Tito Mazzetta, a lawyer in Atlanta, Georgia, whose family came from Monteleone and who has taken up the case, said the Metropolitan Museum had so far refused to return the chariot, although it has not produced any documentation to prove its legal provenance.
Marion True, a former curator of antiquities at the Getty Museum, is currently on trial in Rome for allegedly acquiring stolen artefacts.
So what's on your land is not yours. Then it is not your land.
Walter Williams says that the proof of whether you own/control something is if you can sell it. He even extended that to his own organs (which he is prohibited from selling).
Probably 90% of the stuff in museums worldwide has doubtful provenance, if this is how one defines provenance.
The Elgin Marbles will have to be on the next boat to Greece, not to mention all the stuff in the Louvre . . .
This is a total waste of time. If the Elgin Marbles had stayed in Athens, they would be a puddle of calcium sulphate by now.
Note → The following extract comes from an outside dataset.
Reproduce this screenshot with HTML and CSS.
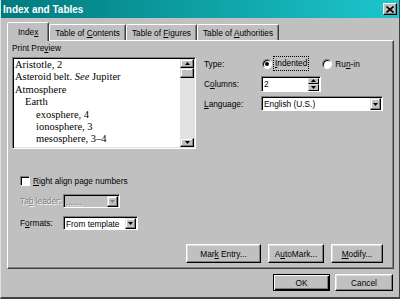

Very nice bronze piece. Look at the wheel bearings. What kind of grease did they pack those with?
Animal fat?
Carolyn
Yes, but what kind? Bear fat? Hog fat? Which is best? Maybe they didn't know as much as we know, but they knew stuff we never even thought of, and knew it when it counts. It would be total tragedy for the chariot wheels to seize up in the midst of battle because you used sheep fat instead of camel hide soaked in hot bear grease.
Pennzoil® Premium Wheel Bearing 707L Red Grease
The space aliens are interested in us for our brains. They use them to grease their machinery.
If they pick up congress-critters, their equipment will surly fail from lack of lubrication....
As the old saying goes, possesion is 9/10th of the law. Or to quote Ghenghis Khan on the law of conquest. "You may have what you can take, you may keep what you can hold"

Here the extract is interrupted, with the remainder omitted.